I don't envy their position of having to scale that fast on something that has to be instant and real-time. As far as I know, you can't do CDN/edge caching shenanigans with a remote git repository like Google can with a YouTube video. It's gotta always be reading/writing to the latest, single source of truth.
The easy solutions like caching and read replicas don't work and you're forced to go the route of sharding or similar techniques that have much more painful tradeoffs.
I'm not sure if that's why everything keeps breaking but at that scale write-heavy workloads are never going to be easy
However, they have reported numbers along rather inconsistent dimensions. Like, historically they've focused on number of repos and users and later PR's and issues, and often catch-all terms like "contributions" which includes all of those + comments etc... but the number of commits alone (which apparently is the main culprit now?) has been mentioned very sporadically. This has made it hard to get a consistent sense of historical growth.
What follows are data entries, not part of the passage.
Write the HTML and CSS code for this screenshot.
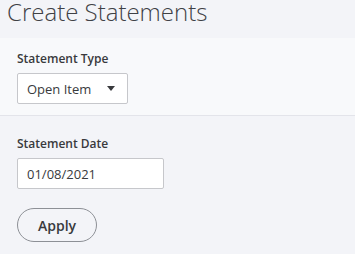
FILE: index.html
```html
<!DOCTYPE html>
<html>
<head>
<meta charset="utf-8">
<link rel="stylesheet" href="styles.css">
</head>
<body>
<header class="head">
  <h1 class="title">Create Statements</h1>
</header>
<section class="panel">
  <label class="label">Statement Type</label>
  <div class="select">
    <span>Open Item</span>
    <svg class="caret" width="8" height="5" viewBox="0 0 8 5"><path d="M0 0h8L4 5z" fill="#393a3d"/></svg>
  </div>
</section>
<section class="body">
  <label class="label">Statement Date</label>
  <div class="input">01/08/2021</div>
  <button class="apply">Apply</button>
</section>
</body>
</html>
```
FILE: styles.css
```css
html, body {
  margin: 0;
  padding: 0;
  background: #f3f4f8;
  font-family: "Open Sans", "Liberation Sans", sans-serif;
  color: #393a3d;
  width: 355px;
  height: 254px;
  overflow: hidden;
}
.head {
  height: 38px;
  background: #f3f4f8;
}
.title {
  margin: 0;
  padding: 0 0 0 7px;
  font-weight: 300;
  font-size: 24px;
  line-height: 24px;
  color: #3f4146;
}
.panel {
  background: #f8f9fb;
  border-bottom: 1px solid #e3e4ea;
  padding: 13px 0 0 17px;
  box-sizing: border-box;
  height: 78px;
  display: flex;
  flex-direction: column;
  align-items: flex-start;
}
.label {
  font-size: 12px;
  font-weight: 600;
  line-height: 16px;
  color: #393a3d;
}
.select {
  margin-top: 6px;
  width: 111px;
  height: 31px;
  box-sizing: border-box;
  background: #fff;
  border: 1px solid #c6c7cb;
  border-radius: 2px;
  display: flex;
  align-items: center;
  justify-content: space-between;
  padding: 0 12px 0 9px;
  font-size: 13px;
  color: #393a3d;
}
.caret { display: block; }
.body {
  padding: 20px 0 0 17px;
  display: flex;
  flex-direction: column;
  align-items: flex-start;
}
.input {
  margin-top: 6px;
  width: 147px;
  height: 31px;
  box-sizing: border-box;
  background: #fff;
  border: 1px solid #c6c7cb;
  border-radius: 2px;
  padding: 0 9px;
  display: flex;
  align-items: center;
  font-size: 13px;
  color: #393a3d;
}
.apply {
  margin-top: 19px;
  width: 80px;
  height: 34px;
  border: 1px solid #8d9096;
  border-radius: 17px;
  background: transparent;
  font-family: "Open Sans", "Liberation Sans", sans-serif;
  font-size: 14px;
  font-weight: 600;
  color: #393a3d;
  padding: 0;
}
```
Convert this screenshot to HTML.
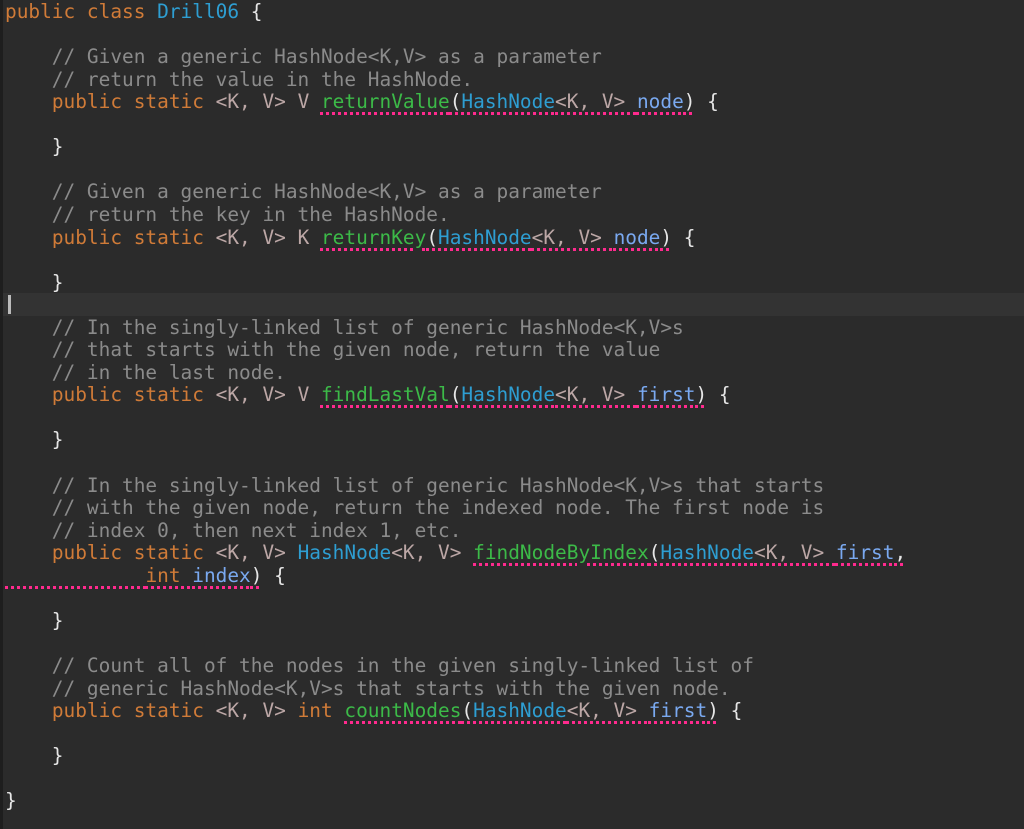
<!DOCTYPE html>
<html><head><meta charset="utf-8"><style>
html,body{margin:0;padding:0;background:#2b2b2b;width:1024px;height:829px;overflow:hidden}
#ed{position:absolute;left:0;top:0;width:1024px;height:829px;background:#2b2b2b;border-left:3px solid #1e1e1e;box-sizing:border-box}
.l{position:absolute;left:2px;height:22.55px;line-height:22.55px;white-space:pre;font-family:"DejaVu Sans Mono","Liberation Mono",monospace;font-size:19.45px;color:#e6e6e6}
.hl{position:absolute;left:0;width:1024px;height:22.55px;background:#333333;top:293px}
.caret{position:absolute;left:5px;top:295px;width:3px;height:19px;background:#bbbbbb}
.k{color:#d07b38}.c{color:#8b8b8b}.t{color:#2e9ed2}.g{color:#bca7a6}.m{color:#3cba48}.p{color:#7aa9f0}.w{color:#e8e8e8}
.u{text-decoration:underline dotted #ff2a8e;text-decoration-thickness:3px;text-underline-offset:4px}
</style></head><body><div id="ed">
<div class="hl"></div><div class="caret"></div>
<div class="l" style="top:1px"><span class="k">public class </span><span class="t">Drill06</span> {</div>
<div class="l c" style="top:46.1px">    // Given a generic HashNode&lt;K,V&gt; as a parameter</div>
<div class="l c" style="top:68.65px">    // return the value in the HashNode.</div>
<div class="l" style="top:91.2px">    <span class="k">public static </span><span class="g">&lt;K, V&gt; V </span><span class="u"><span class="m">returnValue</span>(<span class="t">HashNode</span><span class="g">&lt;K, V&gt; </span><span class="p">node</span>)</span> {</div>
<div class="l" style="top:136.3px">    }</div>
<div class="l c" style="top:181.4px">    // Given a generic HashNode&lt;K,V&gt; as a parameter</div>
<div class="l c" style="top:203.95px">    // return the key in the HashNode.</div>
<div class="l" style="top:226.5px">    <span class="k">public static </span><span class="g">&lt;K, V&gt; K </span><span class="u"><span class="m">returnKey</span>(<span class="t">HashNode</span><span class="g">&lt;K, V&gt; </span><span class="p">node</span>)</span> {</div>
<div class="l" style="top:271.6px">    }</div>
<div class="l c" style="top:316.7px">    // In the singly-linked list of generic HashNode&lt;K,V&gt;s</div>
<div class="l c" style="top:339.25px">    // that starts with the given node, return the value</div>
<div class="l c" style="top:361.8px">    // in the last node.</div>
<div class="l" style="top:384.35px">    <span class="k">public static </span><span class="g">&lt;K, V&gt; V </span><span class="u"><span class="m">findLastVal</span>(<span class="t">HashNode</span><span class="g">&lt;K, V&gt; </span><span class="p">first</span>)</span> {</div>
<div class="l" style="top:429.45px">    }</div>
<div class="l c" style="top:474.55px">    // In the singly-linked list of generic HashNode&lt;K,V&gt;s that starts</div>
<div class="l c" style="top:497.1px">    // with the given node, return the indexed node. The first node is</div>
<div class="l c" style="top:519.65px">    // index 0, then next index 1, etc.</div>
<div class="l" style="top:542.2px">    <span class="k">public static </span><span class="g">&lt;K, V&gt; </span><span class="t">HashNode</span><span class="g">&lt;K, V&gt; </span><span class="u"><span class="m">findNodeByIndex</span>(<span class="t">HashNode</span><span class="g">&lt;K, V&gt; </span><span class="p">first</span>,</span></div>
<div class="l" style="top:564.75px"><span class="u">            <span class="k">int </span><span class="p">index</span>)</span> {</div>
<div class="l" style="top:609.85px">    }</div>
<div class="l c" style="top:654.95px">    // Count all of the nodes in the given singly-linked list of</div>
<div class="l c" style="top:677.5px">    // generic HashNode&lt;K,V&gt;s that starts with the given node.</div>
<div class="l" style="top:700.05px">    <span class="k">public static </span><span class="g">&lt;K, V&gt; </span><span class="k">int </span><span class="u"><span class="m">countNodes</span>(<span class="t">HashNode</span><span class="g">&lt;K, V&gt; </span><span class="p">first</span>)</span> {</div>
<div class="l" style="top:745.15px">    }</div>
<div class="l" style="top:790.25px">}</div>
</div></body></html>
Without any other information, however, it is reasonable to assume that a 14x in commits is the prime candidate for instability. Especially since commits are write traffic, which is much harder to scale than read traffic. Plus every 3 - 5x increase in scale can reveal bottlenecks in your distributed systems that you never knew existed, so they probably have like 2 - 3 "generations" of bottlenecks to figure out!
Think about countless actions that have to run almost at every push and PR push! Also, remember that we were used to use external services for "actions", and they basically killed the competition by offering their own CI actions at no cost to most users.
Also, they did a lot of reworks in the last years, not necessarily for the best like the PR diff page, and probably not in the most efficient way.